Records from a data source
_ _ _ _ _ _ _

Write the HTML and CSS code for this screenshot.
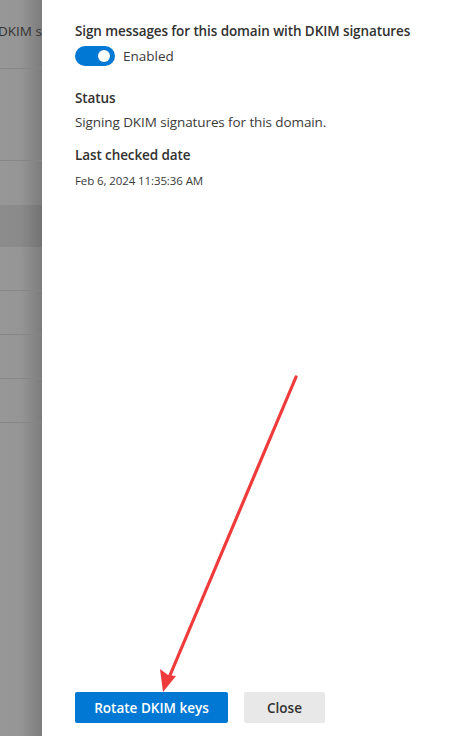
FILE: index.html
```html
<!DOCTYPE html>
<html lang="en">
<head>
    <meta charset="UTF-8">
    <meta name="viewport" content="width=device-width, initial-scale=1.0">
    <title>DKIM</title>
    <link rel="stylesheet" href="styles.css">
</head>
<body>
    <div class="backdrop">
        <div class="bg-row bg-first"><span class="bg-text">DKIM si</span></div>
        <div class="bg-row bg-tall"></div>
        <div class="bg-row bg-plain"></div>
        <div class="bg-row bg-selected"></div>
        <div class="bg-row"></div>
        <div class="bg-row"></div>
        <div class="bg-row"></div>
        <div class="bg-row"></div>
    </div>

    <div class="panel">
        <div class="panel-body">
            <div class="field">
                <div class="field-label">Sign messages for this domain with DKIM signatures</div>
                <div class="toggle-row">
                    <span class="toggle"><span class="knob"></span></span>
                    <span class="toggle-text">Enabled</span>
                </div>
            </div>
            <div class="field">
                <div class="field-label">Status</div>
                <div class="field-value">Signing DKIM signatures for this domain.</div>
            </div>
            <div class="field">
                <div class="field-label">Last checked date</div>
                <div class="field-value small">Feb 6, 2024 11:35:36 AM</div>
            </div>
        </div>
        <div class="panel-footer">
            <button class="btn primary">Rotate DKIM keys</button>
            <button class="btn">Close</button>
        </div>
    </div>

    <svg class="arrow" width="459" height="736" viewBox="0 0 459 736">
        <line x1="296" y1="377" x2="168" y2="680" stroke="#ef3b3b" stroke-width="3.2" stroke-linecap="round"/>
        <polygon points="163,692 160,669 168,675 176,676" fill="#ef3b3b"/>
    </svg>
</body>
</html>
```

FILE: styles.css
```css
body {
    margin: 0;
    height: 736px;
    display: flex;
    font-family: 'Open Sans', 'Noto Sans', sans-serif;
    color: #323130;
    overflow: hidden;
}

.backdrop {
    width: 42px;
    flex-shrink: 0;
    overflow: hidden;
    background: linear-gradient(to right, #979797 0%, #959595 50%, #7c7c7c 100%);
}

.bg-row {
    height: 43px;
    border-bottom: 1px solid #868686;
}

.bg-first {
    height: 68px;
    display: flex;
    align-items: center;
}

.bg-text {
    display: block;
    width: 44px;
    margin-left: -2px;
    overflow: hidden;
    white-space: nowrap;
    font-size: 13.5px;
    color: #333;
    padding-bottom: 6px;
}

.bg-tall {
    height: 91px;
}

.bg-plain {
    height: 44px;
    border-bottom: none;
}

.bg-selected {
    height: 42px;
    background: rgba(0, 0, 0, 0.07);
    border-bottom: none;
}

.panel {
    flex: 1;
    background: #fff;
    display: flex;
    flex-direction: column;
    padding: 0 33px;
}

.panel-body {
    flex: 1;
    padding-top: 21px;
}

.field {
    margin-bottom: 12px;
}

.field-label {
    font-size: 13.5px;
    font-weight: 600;
    line-height: 20px;
    letter-spacing: -0.1px;
}

.field-value {
    font-size: 13.5px;
    line-height: 22px;
    margin-top: 3px;
    color: #3b3a39;
    letter-spacing: -0.1px;
}

.field-value.small {
    font-size: 11.5px;
    margin-top: 5px;
}

.toggle-row {
    display: flex;
    align-items: center;
    margin-top: 5px;
    margin-bottom: 22px;
}

.toggle {
    width: 40px;
    height: 20px;
    border-radius: 10px;
    background: #0078d4;
    position: relative;
    margin-right: 8px;
}

.knob {
    position: absolute;
    width: 12px;
    height: 12px;
    border-radius: 50%;
    background: #fff;
    top: 4px;
    right: 5px;
}

.toggle-text {
    font-size: 13.5px;
    color: #3b3a39;
}

.panel-footer {
    display: flex;
    gap: 16px;
    padding-bottom: 13px;
}

.btn {
    height: 31px;
    padding: 0;
    white-space: nowrap;
    font-family: inherit;
    font-size: 13.5px;
    font-weight: 600;
    border: none;
    border-radius: 2px;
    background: #e8e8e8;
    color: #323130;
    width: 81px;
}

.btn.primary {
    background: #0078d4;
    color: #fff;
    width: 153px;
}

.arrow {
    position: absolute;
    left: 0;
    top: 0;
    pointer-events: none;
}
```
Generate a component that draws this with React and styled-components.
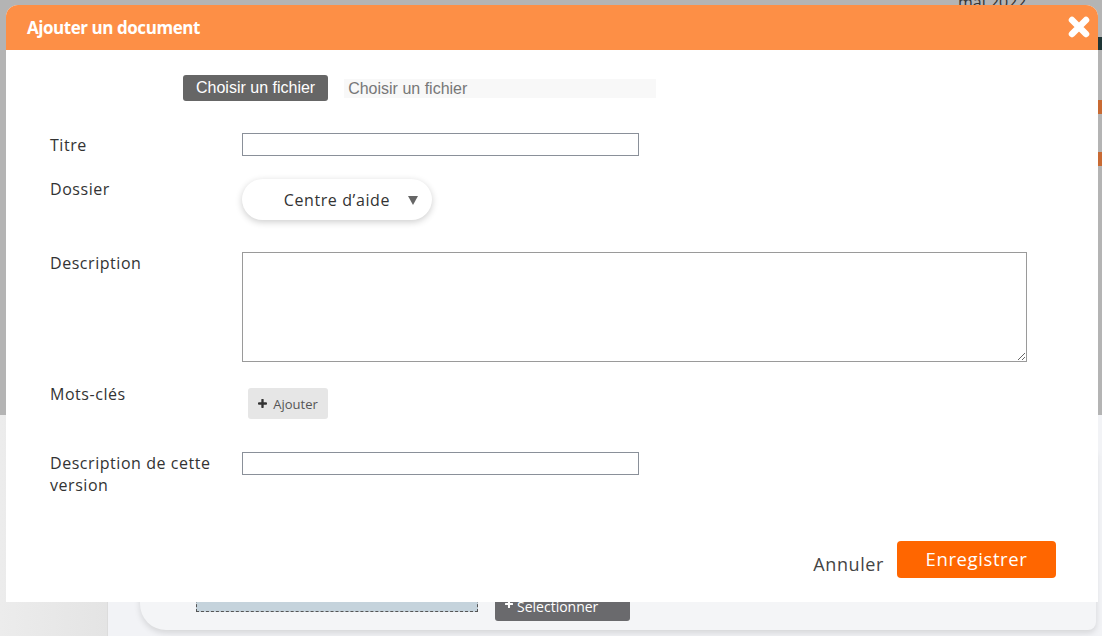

_ _ _ _ _ _ _

=== Given instruction ===
Locate all lines holding the word "with", then copy them out.

=== The answer ===
                <div class="field-label">Sign messages for this domain with DKIM signatures</div>
Generate a component that draws this with React and styled-components.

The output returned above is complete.